The trouble is, that when you call slogans ‘principles’ without any articulated ethic, you create new problems and dangerous by-products.
The slogan ‘blame fixes nothing’ is a dangerous and false slogan.
The reality is, when something goes seriously wrong, the courts and regulators seek blame in order to apportion responsibility, learn from error and provide compensation. The last thing a victim wants to hear is the nonsense slogan ‘blame fixes nothing’. Blame fixes many things.
I have been a part of coronial enquiries and court cases where blame is a portioned, consequences are adjudicated, compensation is awarded and rectification for a problem is delivered. And, things improve.
One of the reasons Safety loves slogans is so that it doesn’t have to articulate a mature ethic about risk. And, the slogans that are concocted by various groups (HOP and SD) come from sources with no expertise in Ethics. Similarly, the AIHS BoK chapter on Ethics is clearly written with no expertise in Ethics. What a great platform with which to launch unethical conduct.

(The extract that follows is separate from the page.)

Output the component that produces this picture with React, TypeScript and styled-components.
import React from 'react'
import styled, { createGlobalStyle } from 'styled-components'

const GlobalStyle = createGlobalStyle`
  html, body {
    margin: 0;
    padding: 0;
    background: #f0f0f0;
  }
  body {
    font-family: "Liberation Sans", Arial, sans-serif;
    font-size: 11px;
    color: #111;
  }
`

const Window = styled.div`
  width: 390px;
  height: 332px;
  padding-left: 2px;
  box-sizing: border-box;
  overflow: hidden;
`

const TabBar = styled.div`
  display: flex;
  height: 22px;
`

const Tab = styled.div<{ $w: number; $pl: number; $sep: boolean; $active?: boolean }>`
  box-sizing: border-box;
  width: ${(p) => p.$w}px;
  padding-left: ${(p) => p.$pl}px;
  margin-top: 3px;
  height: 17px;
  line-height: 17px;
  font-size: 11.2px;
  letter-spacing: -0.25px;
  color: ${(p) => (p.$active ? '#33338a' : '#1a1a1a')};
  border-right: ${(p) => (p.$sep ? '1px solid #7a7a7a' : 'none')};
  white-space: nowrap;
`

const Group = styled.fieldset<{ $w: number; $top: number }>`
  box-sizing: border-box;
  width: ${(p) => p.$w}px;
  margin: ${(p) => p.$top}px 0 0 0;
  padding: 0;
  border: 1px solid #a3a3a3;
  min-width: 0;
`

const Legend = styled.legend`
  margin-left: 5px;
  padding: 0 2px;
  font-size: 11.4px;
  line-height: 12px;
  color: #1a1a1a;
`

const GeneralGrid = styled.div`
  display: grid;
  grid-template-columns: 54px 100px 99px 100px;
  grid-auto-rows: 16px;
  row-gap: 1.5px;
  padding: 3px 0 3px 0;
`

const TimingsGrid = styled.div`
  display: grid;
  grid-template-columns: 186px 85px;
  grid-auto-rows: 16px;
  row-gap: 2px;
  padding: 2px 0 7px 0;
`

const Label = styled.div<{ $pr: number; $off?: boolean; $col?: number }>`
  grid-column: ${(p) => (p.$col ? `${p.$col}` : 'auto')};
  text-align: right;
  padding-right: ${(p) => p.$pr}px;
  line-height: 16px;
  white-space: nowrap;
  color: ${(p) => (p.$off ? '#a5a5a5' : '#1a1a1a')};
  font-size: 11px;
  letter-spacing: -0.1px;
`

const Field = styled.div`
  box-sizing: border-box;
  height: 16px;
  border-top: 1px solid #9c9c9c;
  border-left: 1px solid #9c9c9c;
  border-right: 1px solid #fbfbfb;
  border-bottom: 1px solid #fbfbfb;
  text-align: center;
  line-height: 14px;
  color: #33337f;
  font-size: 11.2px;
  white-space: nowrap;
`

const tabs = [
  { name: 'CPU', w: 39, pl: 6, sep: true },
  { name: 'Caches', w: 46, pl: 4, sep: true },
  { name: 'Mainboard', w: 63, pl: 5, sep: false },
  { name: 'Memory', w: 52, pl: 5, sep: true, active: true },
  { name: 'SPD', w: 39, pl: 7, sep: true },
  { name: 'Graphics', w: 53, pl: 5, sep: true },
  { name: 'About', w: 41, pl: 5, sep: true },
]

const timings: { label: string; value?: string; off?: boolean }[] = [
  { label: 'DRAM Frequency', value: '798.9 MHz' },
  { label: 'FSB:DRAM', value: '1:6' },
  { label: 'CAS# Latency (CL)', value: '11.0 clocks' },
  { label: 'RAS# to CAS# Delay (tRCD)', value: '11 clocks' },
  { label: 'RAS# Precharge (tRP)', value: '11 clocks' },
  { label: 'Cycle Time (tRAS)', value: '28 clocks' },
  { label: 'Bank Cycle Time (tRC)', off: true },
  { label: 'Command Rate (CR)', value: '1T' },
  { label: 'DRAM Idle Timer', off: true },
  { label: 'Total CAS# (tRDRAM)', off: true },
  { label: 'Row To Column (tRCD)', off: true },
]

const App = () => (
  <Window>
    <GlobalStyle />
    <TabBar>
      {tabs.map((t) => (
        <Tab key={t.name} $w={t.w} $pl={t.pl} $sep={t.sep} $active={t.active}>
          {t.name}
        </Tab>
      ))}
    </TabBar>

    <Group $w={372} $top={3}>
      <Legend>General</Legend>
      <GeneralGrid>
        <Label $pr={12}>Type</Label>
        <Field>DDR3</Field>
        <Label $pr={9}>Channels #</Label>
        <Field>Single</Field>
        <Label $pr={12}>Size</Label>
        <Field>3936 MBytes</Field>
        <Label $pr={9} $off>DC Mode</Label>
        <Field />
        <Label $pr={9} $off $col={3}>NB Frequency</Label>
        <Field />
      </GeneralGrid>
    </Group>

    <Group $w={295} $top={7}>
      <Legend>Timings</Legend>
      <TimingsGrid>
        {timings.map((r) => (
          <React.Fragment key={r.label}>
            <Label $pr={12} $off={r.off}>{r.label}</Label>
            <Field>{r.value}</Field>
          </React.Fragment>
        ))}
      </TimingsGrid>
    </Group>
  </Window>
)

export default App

The real danger is preaching slogans is that they are culturally dangerous, simplistic and drive decision making based on simplistic thinking. Slogans are the foundation of propaganda. Goebbels would be proud.
Principles emerge from a sophisticated moral philosophy that collectively anchor back to a founding ethic. If a principle is ‘a fundamental truth or proposition that serves as the foundation for a system of belief or behaviour or for a chain of reasoning’ then, this slogan ‘blame fixes nothing’ is clearly a falsehood. Therefore, it cannot be a principle.

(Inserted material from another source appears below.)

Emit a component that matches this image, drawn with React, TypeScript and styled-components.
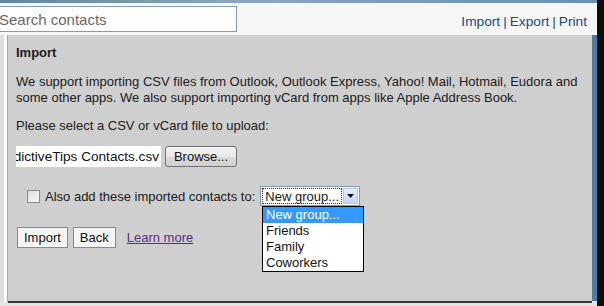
import styled, { createGlobalStyle } from 'styled-components';

const GlobalStyle = createGlobalStyle`
  html, body {
    margin: 0;
    padding: 0;
    background: #e4e4e4;
    font-family: Arial, "Liberation Sans", sans-serif;
  }
`;

const Window = styled.div`
  width: 604px;
  height: 306px;
  display: flex;
  flex-direction: column;
  overflow: hidden;
  box-sizing: border-box;
  border-right: 7px solid #0c0c0c;
  background: #e4e4e4;
`;

const TopBar = styled.div`
  height: 3px;
  flex: none;
  background: linear-gradient(90deg, #5f86a8, #8aa6c2 40%, #6a8fb0);
`;

const Header = styled.div`
  height: 32px;
  flex: none;
  display: flex;
  align-items: center;
  justify-content: space-between;
  background: #f6f6f4;
  padding-right: 10px;
`;

const Search = styled.div`
  width: 250px;
  height: 26px;
  margin-left: -13px;
  box-sizing: border-box;
  border: 1px solid #7f9db9;
  background: #fdfdfb;
  color: #6a6a6a;
  font-size: 15px;
  display: flex;
  align-items: center;
  padding-left: 11px;
`;

const Links = styled.div`
  font-size: 13.7px;
  color: #1d4890;
  padding-top: 4px;
`;

const Sep = styled.span`
  margin: 0 3px;
`;

const Body = styled.div`
  flex: 1;
  display: flex;
`;

const LeftStrip = styled.div`
  width: 8px;
  flex: none;
  background: linear-gradient(90deg, #dedede 0 4px, #ffffff 4px 7px, #a8a8a8 7px);
  margin-bottom: 4px;
`;

const PanelWrap = styled.div`
  flex: 1;
  display: flex;
  flex-direction: column;
`;

const Panel = styled.div`
  flex: 1;
  background: #cfcfcf;
  padding: 9px 0 0 8px;
  color: #202020;
  font-size: 13px;
  position: relative;
  border-right: 5px solid #4a7ea6;
`;

const BottomEdge = styled.div`
  height: 2px;
  background: #3a3a3a;
  margin-bottom: 3px;
  margin-right: 5px;
`;

const Title = styled.div`
  font-weight: bold;
  font-size: 13px;
  margin: 1px 0 14px;
`;

const Para = styled.p`
  margin: 0 0 12px;
  line-height: 16px;
`;

const FileRow = styled.div`
  display: flex;
  gap: 4px;
  margin-top: 12px;
  height: 21px;
`;

const FileField = styled.div`
  width: 145px;
  background: #ffffff;
  overflow: hidden;
  white-space: nowrap;
  display: flex;
  align-items: center;
  justify-content: flex-end;
  font-size: 13.6px;
  color: #111;
  padding-right: 2px;
  box-sizing: border-box;
`;

const BrowseButton = styled.div`
  width: 72px;
  box-sizing: border-box;
  border: 1px solid #707070;
  border-radius: 3px;
  background: linear-gradient(#f4f4f4, #e8e8e8 50%, #dcdcdc 51%, #cfcfcf);
  display: flex;
  align-items: center;
  justify-content: center;
  font-size: 13px;
  color: #111;
`;

const GroupRow = styled.div`
  display: flex;
  align-items: center;
  margin-top: 19px;
  margin-left: 11px;
  height: 20px;
  position: relative;
`;

const Check = styled.div`
  width: 13px;
  height: 13px;
  box-sizing: border-box;
  border: 1px solid #8a8a8a;
  background: linear-gradient(135deg, #dcdcdc, #fafafa);
  margin-right: 5px;
`;

const Label = styled.span`
  font-size: 13px;
  margin-right: 5px;
`;

const Select = styled.div`
  width: 100px;
  height: 20px;
  box-sizing: border-box;
  border: 1px solid #7f9db9;
  background: #fff;
  display: flex;
  padding: 1px;
`;

const SelectValue = styled.div`
  flex: 1;
  outline: 1px dotted #333;
  outline-offset: -1px;
  display: flex;
  align-items: center;
  padding-left: 3px;
  font-size: 13px;
  white-space: nowrap;
  overflow: hidden;
`;

const Arrow = styled.div`
  width: 15px;
  margin-left: 1px;
  background: linear-gradient(#e6eefc, #c2d3f4);
  border: 1px solid #b6c8ea;
  box-sizing: border-box;
  display: flex;
  align-items: center;
  justify-content: center;
`;

const ListBox = styled.div`
  position: absolute;
  left: 235px;
  top: 20px;
  width: 102px;
  box-sizing: border-box;
  border: 1px solid #000;
  background: #fff;
  z-index: 2;
`;

const Option = styled.div<{ $active?: boolean }>`
  height: 16px;
  line-height: 16px;
  padding-left: 3px;
  font-size: 13px;
  color: ${(p) => (p.$active ? '#fff' : '#111')};
  background: ${(p) => (p.$active ? '#3399ff' : 'transparent')};
`;

const Actions = styled.div`
  display: flex;
  align-items: center;
  gap: 5px;
  margin-top: 21px;
  margin-left: 1px;
`;

const Button = styled.div`
  height: 21px;
  box-sizing: border-box;
  border: 1px solid #8a8a8a;
  background: #f5f5f5;
  padding: 0 6px;
  display: flex;
  align-items: center;
  font-size: 13px;
  color: #111;
`;

const LearnMore = styled.a`
  margin-left: 6px;
  color: #5b2e8c;
  text-decoration: underline;
  font-size: 13px;
  cursor: pointer;
`;

export default function App() {
  return (
    <>
      <GlobalStyle />
      <Window>
        <TopBar />
        <Header>
          <Search>Search contacts</Search>
          <Links>
            Import<Sep>|</Sep>Export<Sep>|</Sep>Print
          </Links>
        </Header>
        <Body>
          <LeftStrip />
          <PanelWrap>
            <Panel>
              <Title>Import</Title>
              <Para>
                We support importing CSV files from Outlook, Outlook Express, Yahoo! Mail, Hotmail, Eudora and
                some other apps. We also support importing vCard from apps like Apple Address Book.
              </Para>
              <Para>Please select a CSV or vCard file to upload:</Para>
              <FileRow>
                <FileField>AddictiveTips Contacts.csv</FileField>
                <BrowseButton>Browse...</BrowseButton>
              </FileRow>
              <GroupRow>
                <Check />
                <Label>Also add these imported contacts to:</Label>
                <Select>
                  <SelectValue>New group...</SelectValue>
                  <Arrow>
                    <svg width="7" height="4" viewBox="0 0 7 4">
                      <path d="M0 0h7L3.5 4z" fill="#111" />
                    </svg>
                  </Arrow>
                </Select>
                <ListBox>
                  <Option $active>New group...</Option>
                  <Option>Friends</Option>
                  <Option>Family</Option>
                  <Option>Coworkers</Option>
                </ListBox>
              </GroupRow>
              <Actions>
                <Button>Import</Button>
                <Button>Back</Button>
                <LearnMore>Learn more</LearnMore>
              </Actions>
            </Panel>
            <BottomEdge />
          </PanelWrap>
        </Body>
      </Window>
    </>
  );
}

When you have no founding articulated ethic nor methodology, slogans help to create a market and sell an idea to an uncritical audience. Slogans are the foundation for propaganda not education and learning. Slogans are a form of indoctrination for an uncritical market. However, in the end, such slogans will be held against organisations that profess it, in a court of law.
I can see a lawyer now in court ripping to shreds an organisation who uses such a silly slogan such as ‘blame fixes nothing’.

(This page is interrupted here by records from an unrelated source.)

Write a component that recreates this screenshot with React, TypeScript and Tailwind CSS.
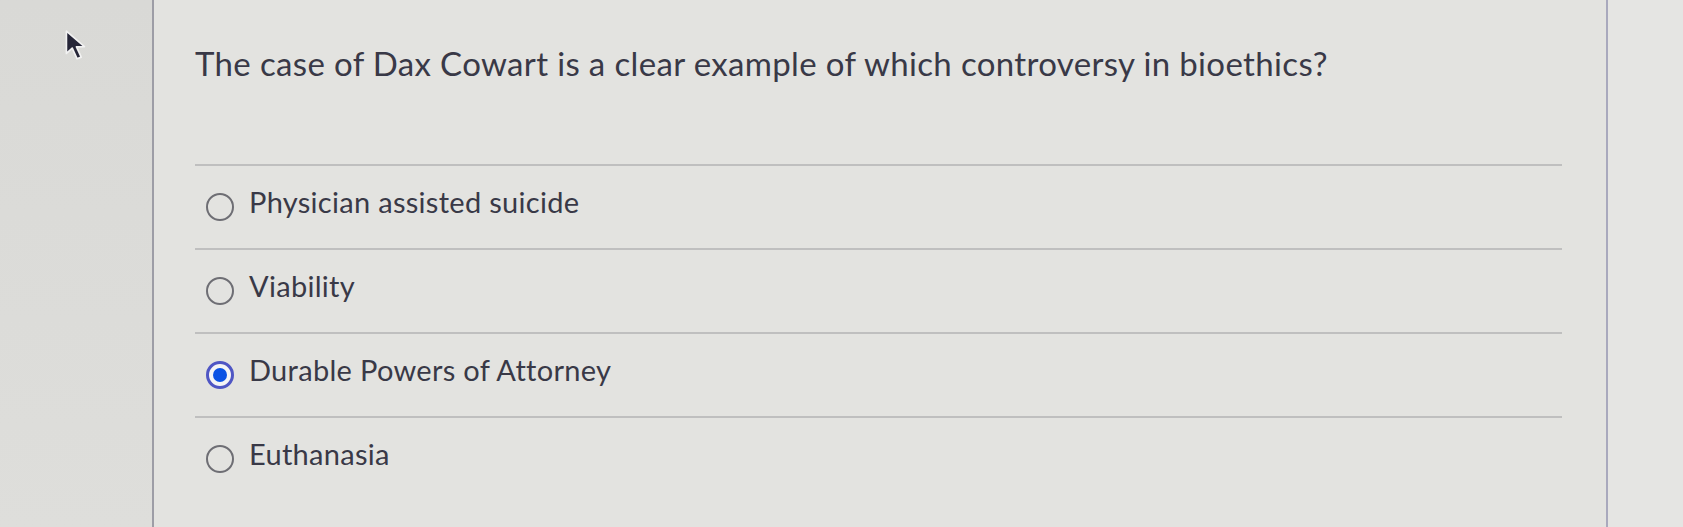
import React from 'react'

// 选项数据
const options = [
  { label: 'Physician assisted suicide', checked: false },
  { label: 'Viability', checked: false },
  { label: 'Durable Powers of Attorney', checked: true },
  { label: 'Euthanasia', checked: false }
]

const Radio: React.FC<{ checked: boolean }> = ({ checked }) => {
  if (checked) {
    return (
      <span className="flex h-[28px] w-[28px] shrink-0 items-center justify-center rounded-full border-[3px] border-[#4f56c4] bg-[#f4f4f6]">
        <span className="h-[14px] w-[14px] rounded-full bg-[#0b52e4]" />
      </span>
    )
  }
  return <span className="block h-[28px] w-[28px] shrink-0 rounded-full border-[2.5px] border-[#6e6e74]" />
}

const Cursor: React.FC = () => (
  <svg className="absolute left-[62px] top-[28px]" width="30" height="36" viewBox="0 0 28 34">
    <path
      d="M4 3 L4 24 L9.5 19 L14 29 L18 27.5 L13.5 17.8 L21 17.5 Z"
      fill="#262638"
      stroke="#f2f2f2"
      strokeWidth="1.6"
      strokeLinejoin="round"
    />
  </svg>
)

export default function App() {
  return (
    <div
      className="relative flex h-[527px] w-full overflow-hidden bg-[#dcdcd9] text-[#393947]"
      style={{ fontFamily: 'Lato, "Open Sans", sans-serif' }}
    >
      <Cursor />

      {/* 左侧留白 */}
      <div className="w-[152px] shrink-0 bg-gradient-to-b from-[#d9d9d6] to-[#dededb]" />

      {/* 题目面板 */}
      <div className="flex w-[1456px] shrink-0 flex-col border-x-2 border-l-[#9d9da6] border-r-[#a9a9bd] bg-[#e3e3e0] pl-[41px] pr-[44px]">
        <h1 className="pt-[43px] text-[33px] font-normal leading-[40px] tracking-[0.35px]">
          The case of Dax Cowart is a clear example of which controversy in bioethics?
        </h1>

        <div className="mt-[81px]">
          {options.map((o) => (
            <div key={o.label} className="flex h-[84px] items-center border-t-2 border-[#bfbfbf] pl-[11px]">
              <Radio checked={o.checked} />
              <span className="mb-[10px] ml-[15px] text-[29px] leading-[34px] tracking-[0.3px]">{o.label}</span>
            </div>
          ))}
        </div>
      </div>

      {/* 右侧留白 */}
      <div className="flex-1 bg-[#e5e5e3]" />
    </div>
  )
}
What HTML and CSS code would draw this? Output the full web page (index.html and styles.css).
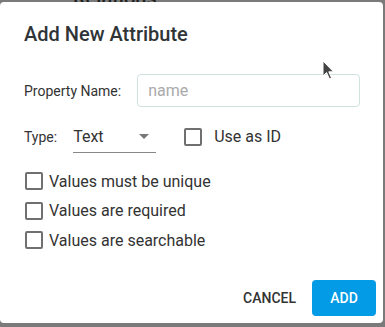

Our (Greg Smith and I) Risky Conversations video series (https://vimeo.com/showcase/3938199) and free book download https://www.humandymensions.com/product/risky-conversations/ articulate clearly, a methodology and ethic of risk. This methodology (legal, ethical and social psychology) demonstrates clearly that slogans such as these are dangerous.
Greg makes it very clear (in Case study of BHP) that any language (including slogans) used by an organisation whether it’s in training, posters, conversation or discourse will be held against you in a court of law should something go wrong.
So, what this slogan does, as do all slogans, is set up organisations for failure and dangerous consequences, should something go wrong. As we know, from our studies in linguistics, all language is given meaning in a court of law regardless of what you want it to mean. Zero means zero in a courtroom and lawyers are experts in linguistics. Zero language looks pretty stupid when in a courtroom being prosecuted for a fatality. Similarly, this silly slogan ‘blame fixes nothing’ tells a court and a lawyer that responsibility in an organisation is not important.
Sloppy language is a common characteristic in safety culture, where language doesn’t need to make sense and nonsense linguistics is accepted as normal.
The outcome for any nonsense, false language is that safety loses credibility. When you avoid the skills required in finding blame and get seduced by the nonsense of positive psychology (that gets reagitated in HOP), you become blind to a holistic approach to safety. Slogans create echo chambers.
Similarly, the silly safety differently slogan; ‘people are not a hazard to control but a resource to harness’ is a re-statement of the same thing. When is Safety going to stop speaking nonsense to people?
Just because blame is used by some inappropriately or harmfully, doesn’t mean it must be jettisoned. Blame can be done well or poorly. Unfortunately, there is nothing in the safety curriculum to support psychosocial skill development.
There are many psychological stressors in safety that are used incompetently, yet without curriculum reform, not much will change. All this talk about psychological safety is useless without curriculum reform.